Here’s what happened to the world’s most important prices this week

Gold has suffered another steady drift lower this week. North Korea didn’t do anything more to rattle the horses, and the dollar continues to pick up pace. Meanwhile, the S&P 500 is enjoying an epic winning streak and that makes gold look dull by comparison.

(Gold: three months)

The US non-farm payrolls data is usually desperately important to the market. But this month’s is entirely up the spout (that’s the technical term) because of hurricane disruption. So the fact that the US actually shed 33,000 jobs last month had little impact, because no one really knows what the ‘real’ number is.

The US dollar index – a measure of the strength of the dollar against a basket of the currencies of its major trading partners – continued to pull itself higher this week. US economic data has been fairly healthy (while it’s very hard to gauge what’s going on with employment right now, a key survey of manufacturing activity hit its highest level since 2004 – although it’s worth noting that this has been put down partly to the hurricanes as well).

(DXY: three months)

It also didn’t help that sentiment towards the euro soured somewhat given the sticky situation over Catalonia. As the weekend approached we weren’t much closer to any kind of resolution – Spain seems pretty determined to prevent any potential move towards independence.
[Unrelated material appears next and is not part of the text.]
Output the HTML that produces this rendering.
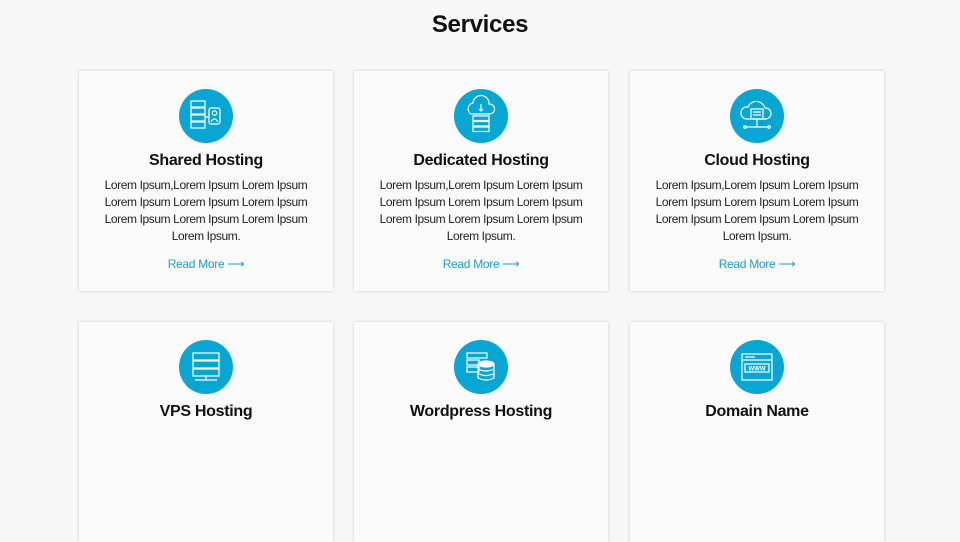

The Catalan chief of police has been accused of sedition, while Spain’s Constitutional Court suspended a session of the Catalan parliament that had been planned for Monday. Apparently, Catalan president Charles Puigdemont now plans to address the Catalan parliament on Tuesday coming. So it should be another interesting week on that front.

Meanwhile, the yield on ten-year US Treasury bonds has ticked higher again. Again, signs of strength in the US economy – and hope that we might see growth and wages pick up strongly at some point – are the main driver.

(Ten-year US Treasury: three months)

Copper had a strong week, suddenly rallying hard after a tough fortnight or so, partly down to an earthquake in Chile that threatened supply disruption.

(Copper: three months)

It was also another solid week for bitcoin (if you missed my colleague Charlie Morris’s piece on this in MoneyWeek earlier this month, do have a read at it here). Various countries are discussing or rejecting bans on various aspects of the cryptocurrency revolution, but much of this is aimed at ICOs (initial coin offerings) or other more fringe elements of the sector.

This week, weekly US jobless claims continue to be disrupted by hurricane activity but this is starting to ease off now. The four-week average slipped back to 268,50 as claims came in at 260,000, a little lower than the 265,000 expected.

According to David Rosenberg of Gluskin Sheff, when US jobless claims hit a “cyclical trough” (as measured by the four-week moving average), a stock market peak is not far behind (on average 14 weeks), a recession follows about a year later.

So far 20 May has been the cyclical trough, but the stock market has only just set a new peak, and the disruption to the US jobless claims means we can’t get a clear reading. So again, the jury’s still out on this one.

The oil price (as measured by Brent crude, the international/European benchmark) slipped somewhat after its recent strong gains. That’s after a five-week winning streak.

(Brent crude oil: three months)

Perhaps unsurprisingly, now that the price has gone up a fair old way, markets are starting to fret about oversupply again. What’s also interesting is that the big gap between Brent (the price in the chart below) and WTI – the US benchmark, which is a good bit lower – is encouraging US crude exports to rise sharply. (The gap between the two – the spread – expanded after Hurricane Harvey reduced US refining capacity, which in turn meant that crude stockpiles built up).

The US is now exporting nearly two million barrels of oil a day (mostly to Canada), which is frankly astonishing if you consider that in 2003, it barely exported any oil at all.

Finally there’s Amazon. The online retail and publishing giant had a better week as the markets in general rallied hard.